This design philosophy grants PostgreSQL a lot of unique capabilities, one of them is its extension system. With [Postgres extension](https://www.postgresql.org/docs/current/extend-extensions.html), 3rd parties can extend the Postgres capabilities without touching any Postgres core.

Today most production Postgres deployments run some extensions.

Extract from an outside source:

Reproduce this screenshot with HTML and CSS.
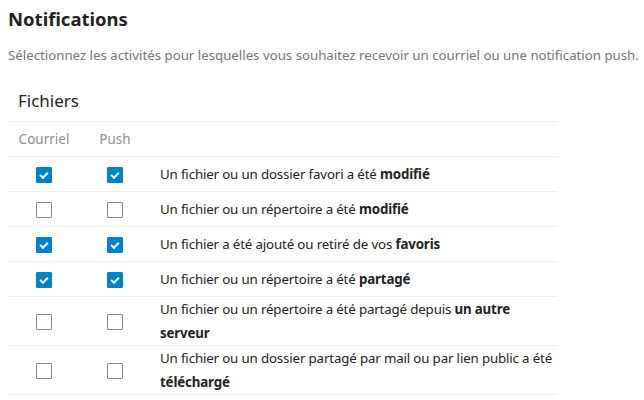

Below we present those most commonly
used ones.

| Extension                               | Capability                     |
| --------------------------------------- | ------------------------------ |
| [PostGIS](#postgis)                     | Process geospatial data        |
| [pg_stat_statements](#pgstatstatements) | Collect execution stats        |
| [postgres_fdw](#postgresfdw)            | Query external PostgreSQL data |
| [uuid-ossp](#uuid-ossp)                 | Generate UUID                  |
| [pgcrypto](#pgcrypto)                   | Cryptographic functions        |
| [pg_cron](#pgcron)                      | Schedule job inside database   |
| [pgAudit](#pgaudit)                     | Audit Logging                  |
| [timescaledb](#timescaledb)             | Process time-series data       |
| [pgvector](#pgvector)                   | Process vectorized data        |

## PostGIS

[PostGIS](http://postgis.net/) extends the PostgreSQL by adding support storing, indexing and querying geographic data.
PostGIS is the most complex Postgres extension and a testimony of the Postgres powerful extension system.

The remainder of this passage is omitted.